_Requirement:_
Report every line in the listing below where the string "styles" shows up.

_Stored data:_
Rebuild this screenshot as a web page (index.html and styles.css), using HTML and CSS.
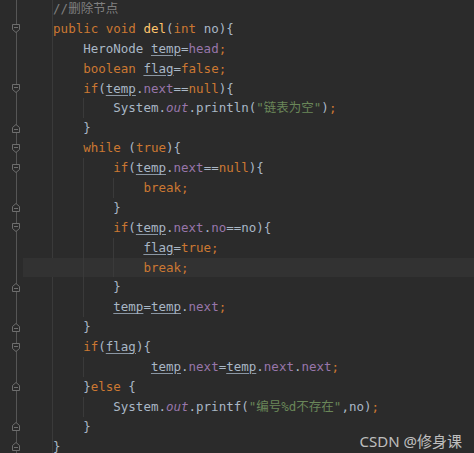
FILE: index.html
```html
<!DOCTYPE html>
<html lang="zh-CN">
<head>
    <meta charset="UTF-8">
    <meta name="viewport" content="width=device-width, initial-scale=1.0">
    <title>HeroNode del</title>
    <link rel="stylesheet" href="styles.css">
</head>
<body>
    <div class="editor">
        <div class="row"><span class="gut"></span><div class="code"><i class="ind"></i><span class="cm">//删除节点</span></div></div>
        <div class="row"><span class="gut"><svg class="fold" viewBox="0 0 10 11"><path d="M1.5 1.5H8.5V6.5L5 9.5L1.5 6.5Z"/><path d="M3 4.5H7"/></svg></span><div class="code"><i class="ind"></i><span class="kw">public void </span><span class="fn">del</span>(<span class="kw">int </span>no){</div></div>
        <div class="row"><span class="gut"></span><div class="code"><i class="ind"></i><i class="ind"></i>HeroNode <u>temp</u>=<span class="fd">head</span><span class="kw">;</span></div></div>
        <div class="row"><span class="gut"></span><div class="code"><i class="ind"></i><i class="ind"></i><span class="kw">boolean </span><u>flag</u>=<span class="kw">false;</span></div></div>
        <div class="row"><span class="gut"><svg class="fold" viewBox="0 0 10 11"><path d="M1.5 1.5H8.5V6.5L5 9.5L1.5 6.5Z"/><path d="M3 4.5H7"/></svg></span><div class="code"><i class="ind"></i><i class="ind"></i><span class="kw">if</span>(<u>temp</u>.<span class="fd">next</span>==<span class="kw">null</span>){</div></div>
        <div class="row"><span class="gut"></span><div class="code"><i class="ind"></i><i class="ind"></i><i class="ind g"></i>System.<span class="fd it">out</span>.println(<span class="str">"链表为空"</span>)<span class="kw">;</span></div></div>
        <div class="row"><span class="gut"><svg class="fold" viewBox="0 0 10 11"><path d="M1.5 9.5H8.5V4.5L5 1.5L1.5 4.5Z"/><path d="M3 6.5H7"/></svg></span><div class="code"><i class="ind"></i><i class="ind"></i>}</div></div>
        <div class="row"><span class="gut"><svg class="fold" viewBox="0 0 10 11"><path d="M1.5 1.5H8.5V6.5L5 9.5L1.5 6.5Z"/><path d="M3 4.5H7"/></svg></span><div class="code"><i class="ind"></i><i class="ind"></i><span class="kw">while </span>(<span class="kw">true</span>){</div></div>
        <div class="row"><span class="gut"><svg class="fold" viewBox="0 0 10 11"><path d="M1.5 1.5H8.5V6.5L5 9.5L1.5 6.5Z"/><path d="M3 4.5H7"/></svg></span><div class="code"><i class="ind"></i><i class="ind"></i><i class="ind g"></i><span class="kw">if</span>(<u>temp</u>.<span class="fd">next</span>==<span class="kw">null</span>){</div></div>
        <div class="row"><span class="gut"></span><div class="code"><i class="ind"></i><i class="ind"></i><i class="ind g"></i><i class="ind g"></i><span class="kw">break;</span></div></div>
        <div class="row"><span class="gut"><svg class="fold" viewBox="0 0 10 11"><path d="M1.5 9.5H8.5V4.5L5 1.5L1.5 4.5Z"/><path d="M3 6.5H7"/></svg></span><div class="code"><i class="ind"></i><i class="ind"></i><i class="ind g"></i>}</div></div>
        <div class="row"><span class="gut"><svg class="fold" viewBox="0 0 10 11"><path d="M1.5 1.5H8.5V6.5L5 9.5L1.5 6.5Z"/><path d="M3 4.5H7"/></svg></span><div class="code"><i class="ind"></i><i class="ind"></i><i class="ind g"></i><span class="kw">if</span>(<u>temp</u>.<span class="fd">next</span>.<span class="fd">no</span>==no){</div></div>
        <div class="row"><span class="gut"></span><div class="code"><i class="ind"></i><i class="ind"></i><i class="ind g"></i><i class="ind g"></i><u>flag</u>=<span class="kw">true;</span></div></div>
        <div class="row current"><span class="gut"></span><div class="code"><i class="ind"></i><i class="ind"></i><i class="ind g"></i><i class="ind g"></i><span class="kw">break;</span></div></div>
        <div class="row"><span class="gut"><svg class="fold" viewBox="0 0 10 11"><path d="M1.5 9.5H8.5V4.5L5 1.5L1.5 4.5Z"/><path d="M3 6.5H7"/></svg></span><div class="code"><i class="ind"></i><i class="ind"></i><i class="ind g"></i>}</div></div>
        <div class="row"><span class="gut"></span><div class="code"><i class="ind"></i><i class="ind"></i><i class="ind g"></i><u>temp</u>=<u>temp</u>.<span class="fd">next</span><span class="kw">;</span></div></div>
        <div class="row"><span class="gut"><svg class="fold" viewBox="0 0 10 11"><path d="M1.5 9.5H8.5V4.5L5 1.5L1.5 4.5Z"/><path d="M3 6.5H7"/></svg></span><div class="code"><i class="ind"></i><i class="ind"></i>}</div></div>
        <div class="row"><span class="gut"><svg class="fold" viewBox="0 0 10 11"><path d="M1.5 1.5H8.5V6.5L5 9.5L1.5 6.5Z"/><path d="M3 4.5H7"/></svg></span><div class="code"><i class="ind"></i><i class="ind"></i><span class="kw">if</span>(<u>flag</u>){</div></div>
        <div class="row"><span class="gut"></span><div class="code"><i class="ind"></i><i class="ind"></i><i class="ind g"></i>     <u>temp</u>.<span class="fd">next</span>=<u>temp</u>.<span class="fd">next</span>.<span class="fd">next</span><span class="kw">;</span></div></div>
        <div class="row"><span class="gut"><svg class="fold" viewBox="0 0 10 11"><path d="M1.5 9.5H8.5V4.5L5 1.5L1.5 4.5Z"/><path d="M3 6.5H7"/></svg></span><div class="code"><i class="ind"></i><i class="ind"></i>}<span class="kw">else </span>{</div></div>
        <div class="row"><span class="gut"></span><div class="code"><i class="ind"></i><i class="ind"></i><i class="ind g"></i>System.<span class="fd it">out</span>.printf(<span class="str">"编号%d不存在"</span>,no)<span class="kw">;</span></div></div>
        <div class="row"><span class="gut"><svg class="fold" viewBox="0 0 10 11"><path d="M1.5 9.5H8.5V4.5L5 1.5L1.5 4.5Z"/><path d="M3 6.5H7"/></svg></span><div class="code"><i class="ind"></i><i class="ind"></i>}</div></div>
        <div class="row"><span class="gut"><svg class="fold" viewBox="0 0 10 11"><path d="M1.5 9.5H8.5V4.5L5 1.5L1.5 4.5Z"/><path d="M3 6.5H7"/></svg></span><div class="code"><i class="ind"></i>}</div></div>

        <div class="watermark">CSDN @修身课</div>
    </div>
</body>
</html>
```

FILE: styles.css
```css
* {
    margin: 0;
    padding: 0;
    box-sizing: border-box;
}

body {
    background-color: #2b2b2b;
    overflow: hidden;
}

.editor {
    position: relative;
    height: 454px;
    margin-top: -1px;
    font-family: 'DejaVu Sans Mono', 'Noto Sans CJK SC', monospace;
    font-size: 12.5px;
    color: #a9b7c6;
    /* fold outline line + first indent guide */
    background-image:
        linear-gradient(#565656, #565656),
        linear-gradient(#3a3a3a, #3a3a3a);
    background-repeat: no-repeat;
    background-size: 1px 100%, 1px 100%;
    background-position: 16px 0, 52px 0;
}

.row {
    display: flex;
    height: 19.9px;
    line-height: 19.9px;
}

.gut {
    flex: none;
    width: 23px;
    display: flex;
    align-items: center;
    padding-left: 11px;
}

.fold {
    width: 10px;
    height: 11px;
    fill: #2b2b2b;
    stroke: #6e6e6e;
    stroke-width: 1;
}

.code {
    flex: 1;
    white-space: pre;
}

.row.current .code {
    background-color: #323232;
}

.ind {
    display: inline-block;
    width: 4ch;
    height: 19.9px;
    vertical-align: top;
}

.ind.g {
    box-shadow: inset 1px 0 0 #3a3a3a;
}

.kw {
    color: #cc7832;
}

.fn {
    color: #ffc66d;
}

.fd {
    color: #9876aa;
}

.it {
    font-style: italic;
}

.str {
    color: #6a8759;
}

.cm {
    color: #808080;
}

u {
    text-decoration: underline;
    text-decoration-color: #8a96a3;
    text-underline-offset: 2px;
}

.watermark {
    position: absolute;
    right: 12px;
    bottom: 2px;
    font-family: 'Noto Sans', 'Noto Sans CJK SC', sans-serif;
    font-size: 15px;
    color: rgba(225, 225, 225, 0.82);
    line-height: 20px;
}
```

_Solution to the problem:_
Rebuild this screenshot as a web page (index.html and styles.css), using HTML and CSS.
    <link rel="stylesheet" href="styles.css">
FILE: styles.css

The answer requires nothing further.